## REQUIREMENT
Restate the data word for word and leave the images out.

## SUPPLIED MATERIAL

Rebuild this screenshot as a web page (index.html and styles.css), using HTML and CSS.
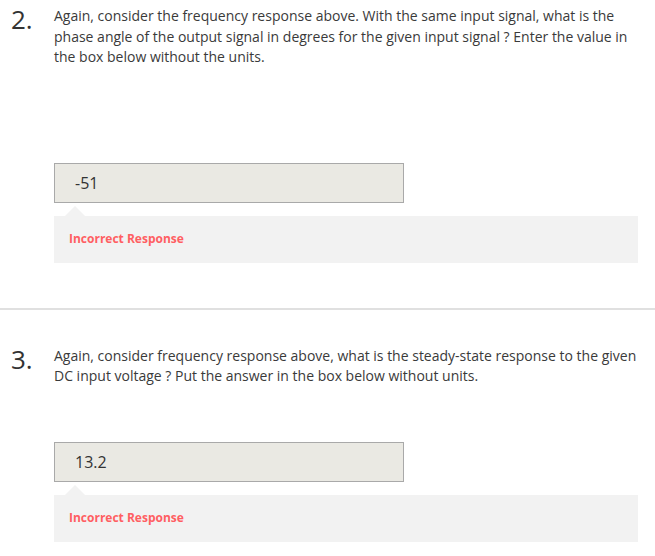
FILE: index.html
```html
<!DOCTYPE html>
<html lang="en">
<head>
<meta charset="utf-8">
<title>Quiz</title>
<link rel="stylesheet" href="styles.css">
</head>
<body>
<section class="question">
  <div class="num">2.</div>
  <div class="content">
    <p class="prompt">Again, consider the frequency response above. With the same input signal, what is the phase angle of the output signal in degrees for the given input signal ? Enter the value in the box below without the units.</p>
    <div class="answer answer-far">-51</div>
    <div class="feedback">Incorrect Response</div>
  </div>
</section>
<hr class="divider">
<section class="question question-next">
  <div class="num">3.</div>
  <div class="content">
    <p class="prompt">Again, consider frequency response above, what is the steady-state response to the given DC input voltage ? Put the answer in the box below without units.</p>
    <div class="answer">13.2</div>
    <div class="feedback">Incorrect Response</div>
  </div>
</section>
</body>
</html>
```

FILE: styles.css
```css
html, body {
  margin: 0;
  padding: 0;
  background: #ffffff;
}

body {
  font-family: "Open Sans", "Liberation Sans", sans-serif;
  color: #333333;
}

.question {
  display: flex;
  align-items: flex-start;
  padding: 6px 17px 45px 11px;
}

.question-next {
  padding-top: 36px;
  padding-bottom: 14px;
}

.num {
  width: 43px;
  flex: 0 0 43px;
  font-size: 26px;
  line-height: 26px;
  color: #333333;
}

.content {
  flex: 1 1 auto;
  min-width: 0;
}

.prompt {
  margin: 0;
  font-size: 14px;
  line-height: 20.5px;
  color: #3a3a3a;
}

.answer {
  margin-top: 55px;
  width: 308px;
  height: 38px;
  padding: 0 20px;
  border: 1px solid #a9a9a9;
  background: #eae9e3;
  font-size: 16px;
  line-height: 38px;
  color: #333333;
}

.answer-far {
  margin-top: 95px;
}

.feedback {
  position: relative;
  margin-top: 13px;
  background: #f2f2f2;
  padding: 13px 15px 14px;
  font-size: 12px;
  line-height: 20px;
  font-weight: 700;
  color: #ff5e62;
}

.feedback::before {
  content: "";
  position: absolute;
  top: -10px;
  left: 11px;
  width: 0;
  height: 0;
  border-left: 10px solid transparent;
  border-right: 10px solid transparent;
  border-bottom: 10px solid #f2f2f2;
}

.divider {
  margin: 0;
  border: 0;
  height: 2px;
  background: #e0e0e0;
}
```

## EXERCISE ANSWER
Rebuild this screenshot as a web page (index.html and styles.css), using HTML and CSS.
FILE: index.html
```html
<!DOCTYPE html>
<html lang="en">
<head>
<meta charset="utf-8">
<title>Quiz</title>
<link rel="stylesheet" href="styles.css">
</head>
<body>
<section class="question">
  <div class="num">2.</div>
  <div class="content">
    <p class="prompt">Again, consider the frequency response above. With the same input signal, what is the phase angle of the output signal in degrees for the given input signal ? Enter the value in the box below without the units.</p>
    <div class="answer answer-far">-51</div>
    <div class="feedback">Incorrect Response</div>
  </div>
</section>
<hr class="divider">
<section class="question question-next">
  <div class="num">3.</div>
  <div class="content">
    <p class="prompt">Again, consider frequency response above, what is the steady-state response to the given DC input voltage ? Put the answer in the box below without units.</p>
    <div class="answer">13.2</div>
    <div class="feedback">Incorrect Response</div>
  </div>
</section>
</body>
</html>
```

FILE: styles.css
```css
html, body {
  margin: 0;
  padding: 0;
  background: #ffffff;
}

body {
  font-family: "Open Sans", "Liberation Sans", sans-serif;
  color: #333333;
}

.question {
  display: flex;
  align-items: flex-start;
  padding: 6px 17px 45px 11px;
}

.question-next {
  padding-top: 36px;
  padding-bottom: 14px;
}

.num {
  width: 43px;
  flex: 0 0 43px;
  font-size: 26px;
  line-height: 26px;
  color: #333333;
}

.content {
  flex: 1 1 auto;
  min-width: 0;
}

.prompt {
  margin: 0;
  font-size: 14px;
  line-height: 20.5px;
  color: #3a3a3a;
}

.answer {
  margin-top: 55px;
  width: 308px;
  height: 38px;
  padding: 0 20px;
  border: 1px solid #a9a9a9;
  background: #eae9e3;
  font-size: 16px;
  line-height: 38px;
  color: #333333;
}

.answer-far {
  margin-top: 95px;
}

.feedback {
  position: relative;
  margin-top: 13px;
  background: #f2f2f2;
  padding: 13px 15px 14px;
  font-size: 12px;
  line-height: 20px;
  font-weight: 700;
  color: #ff5e62;
}

.feedback::before {
  content: "";
  position: absolute;
  top: -10px;
  left: 11px;
  width: 0;
  height: 0;
  border-left: 10px solid transparent;
  border-right: 10px solid transparent;
  border-bottom: 10px solid #f2f2f2;
}

.divider {
  margin: 0;
  border: 0;
  height: 2px;
  background: #e0e0e0;
}
```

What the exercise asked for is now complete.